As businesses approach the last quarter of 2015 they have an opportunity to review the first 9 months of the year and project what the rest of 2015 will hold for revenues and planned expenses. For clients that are foreign-owned, LSL helps develop cross-border tax planning strategies to take advantage of certain tax opportunities. These strategies focus on areas such as reducing tax costs, the redeployment of funds in a tax efficient manner, and establishing a tax effective structure when pursuing acquisition opportunities.
End of the year tax planning strategies should focus on the following:
- A fully integrated approach to global tax planning
- Identify and manage any possible adverse tax outcomes
- Provide up to date information on the latest US legislative, regulatory, and planning developments that impact U.S. inbound client groups
The following are tax strategies U.S. and foreign owned business should consider during year end:
- Maximizing retirement plan contributions for eligible US employees. This contribution may be tax deductible and will help lower the company’s tax liability.
- Maximizing income tax credits available such as Research and Development (R & D) credits.

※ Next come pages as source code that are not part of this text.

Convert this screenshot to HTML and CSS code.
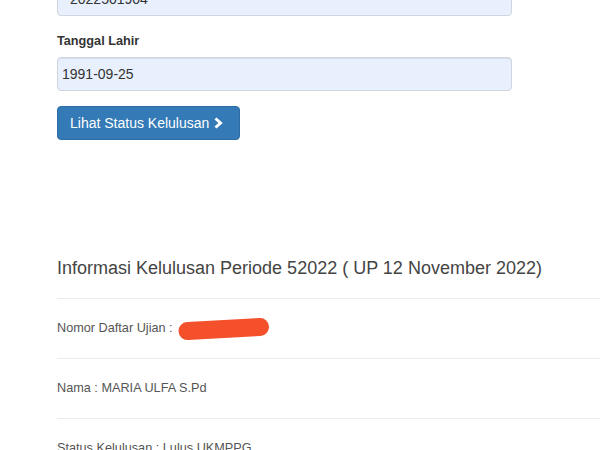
FILE: index.html
```html
<!DOCTYPE html>
<html lang="id">
<head>
<meta charset="utf-8">
<title>Informasi Kelulusan</title>
<link rel="stylesheet" href="styles.css">
</head>
<body>
<div class="page">
  <form class="form">
    <div class="group">
      <input class="field field-wide" type="text" value="2022501904">
    </div>
    <div class="group">
      <label class="label">Tanggal Lahir</label>
      <input class="field field-tight" type="text" value="1991-09-25">
    </div>
    <button class="btn" type="button">Lihat Status Kelulusan<svg class="chev" width="14" height="12" viewBox="0 0 14 12"><polyline points="2.5,1.5 7.5,6 2.5,10.5" fill="none" stroke="#fff" stroke-width="3"/></svg></button>
  </form>
  <section class="info">
    <h4 class="info-title">Informasi Kelulusan Periode 52022 ( UP 12 November 2022)</h4>
    <div class="row"><span>Nomor Daftar Ujian :</span><svg class="redact" width="92" height="22" viewBox="0 0 92 22"><line x1="9.5" y1="13" x2="82" y2="9" stroke="#f4502b" stroke-width="18" stroke-linecap="round"/></svg></div>
    <div class="row"><span>Nama : MARIA ULFA S.Pd</span></div>
    <div class="row"><span>Status Kelulusan : Lulus UKMPPG</span></div>
  </section>
</div>
</body>
</html>
```

FILE: styles.css
```css
html {
  overflow: hidden;
}

body {
  margin: 0;
  background: #ffffff;
  font-family: "Liberation Sans", Arial, sans-serif;
  color: #333333;
}

.page {
  padding-left: 57px;
}

.form {
  margin-top: -18px;
  width: 455px;
}

.group {
  margin-bottom: 15px;
}

.label {
  display: block;
  font-size: 12.7px;
  font-weight: 700;
  line-height: 20px;
  margin-bottom: 6px;
  color: #333333;
}

.field {
  display: block;
  box-sizing: border-box;
  width: 455px;
  height: 34px;
  margin: 0;
  border: 1px solid #cfd5df;
  border-radius: 4px;
  background: #e8f0fe;
  box-shadow: inset 0 1px 1px rgba(0, 0, 0, 0.075);
  font-family: "Liberation Sans", Arial, sans-serif;
  font-size: 14px;
  color: #333333;
  outline: none;
}

.field-wide {
  padding: 0 12px;
}

.field-tight {
  padding: 0 4px;
}

.btn {
  display: inline-flex;
  align-items: center;
  box-sizing: border-box;
  height: 34px;
  margin: 0;
  padding: 6px 12px;
  border: 1px solid #2e6da4;
  border-radius: 4px;
  background: #337ab7;
  color: #ffffff;
  font-family: "Liberation Sans", Arial, sans-serif;
  font-size: 14px;
  line-height: 20px;
}

.chev {
  margin-left: 4px;
}

.info-title {
  margin: 119px 0 19px;
  font-size: 18px;
  font-weight: 400;
  line-height: 19.8px;
  color: #444444;
  white-space: nowrap;
}

.row {
  display: flex;
  align-items: center;
  gap: 5px;
  height: 59px;
  border-top: 1px solid #ececec;
  font-size: 12.7px;
  line-height: 20px;
  color: #555555;
}

.redact {
  display: block;
  margin-top: 2px;
}
```
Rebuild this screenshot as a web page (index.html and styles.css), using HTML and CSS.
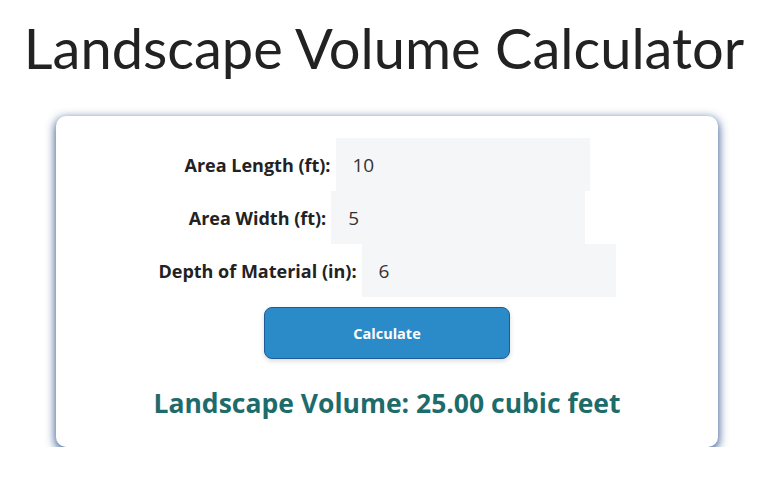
FILE: index.html
```html
<!DOCTYPE html>
<html lang="en">
<head>
    <meta charset="UTF-8">
    <meta name="viewport" content="width=device-width, initial-scale=1.0">
    <title>Landscape Volume Calculator</title>
    <link rel="stylesheet" href="styles.css">
</head>
<body>
    <h1>Landscape Volume Calculator</h1>

    <div class="calculator">
        <div class="row">
            <label for="length">Area Length (ft):</label>
            <input type="number" id="length" value="10">
        </div>
        <div class="row">
            <label for="width">Area Width (ft):</label>
            <input type="number" id="width" value="5">
        </div>
        <div class="row">
            <label for="depth">Depth of Material (in):</label>
            <input type="number" id="depth" value="6">
        </div>
        <div class="row">
            <button class="btn" onclick="calculate()">Calculate</button>
        </div>
        <div class="result" id="result">Landscape Volume: 25.00 cubic feet</div>
    </div>

    <script>
        function calculate() {
            const length = parseFloat(document.getElementById('length').value) || 0;
            const width = parseFloat(document.getElementById('width').value) || 0;
            const depth = parseFloat(document.getElementById('depth').value) || 0;

            // depth is in inches, convert to feet
            const volume = length * width * (depth / 12);
            document.getElementById('result').textContent =
                'Landscape Volume: ' + volume.toFixed(2) + ' cubic feet';
        }
    </script>
</body>
</html>
```

FILE: styles.css
```css
* {
    margin: 0;
    padding: 0;
    box-sizing: border-box;
}

body {
    font-family: 'Open Sans', sans-serif;
    background: #fff;
    color: #222;
}

h1 {
    text-align: center;
    font-family: Lato, 'Open Sans', sans-serif;
    font-weight: 400;
    font-size: 56px;
    line-height: 1;
    color: #222;
    padding-top: 20px;
    margin-bottom: 40px;
}

.calculator {
    width: 662px;
    margin: 0 auto 0 56px;
    background: #fff;
    border-radius: 10px;
    box-shadow: 0 3px 10px 1px rgba(30, 70, 130, 0.85);
    padding: 22px 20px 26px;
}

.row {
    display: flex;
    justify-content: center;
    align-items: center;
    gap: 5px;
}

.row label {
    font-weight: 700;
    font-size: 18px;
    color: #222;
}

.row input {
    width: 254px;
    height: 53px;
    border: none;
    background: #f5f6f8;
    padding-left: 17px;
    font-family: inherit;
    font-size: 19px;
    color: #333;
}

.btn {
    margin-top: 10px;
    width: 246px;
    height: 52px;
    background: #2b8bc9;
    color: #fff;
    border: 1.5px solid #1d5c97;
    border-radius: 8px;
    font-family: inherit;
    font-weight: 700;
    font-size: 14.5px;
    cursor: pointer;
    box-shadow: 0 2px 5px rgba(0, 0, 0, 0.15);
}

.result {
    margin-top: 26px;
    text-align: center;
    font-weight: 700;
    font-size: 26.5px;
    color: #1d6b6b;
}
```
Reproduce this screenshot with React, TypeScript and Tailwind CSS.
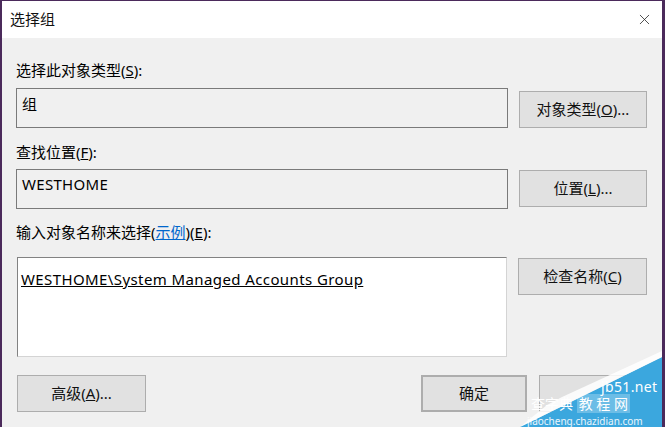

- Review all loan covenants to make sure the company is meeting all the required ratios before and after tax planning strategies are integrated.
- Review all 2015 accounting standards updates with your CPA to ensure new reporting requirements will not negatively affect the Company’s 2015 financial statements.
- Compare year to date budget to actual results and be able to understand and support the results to your foreign owner.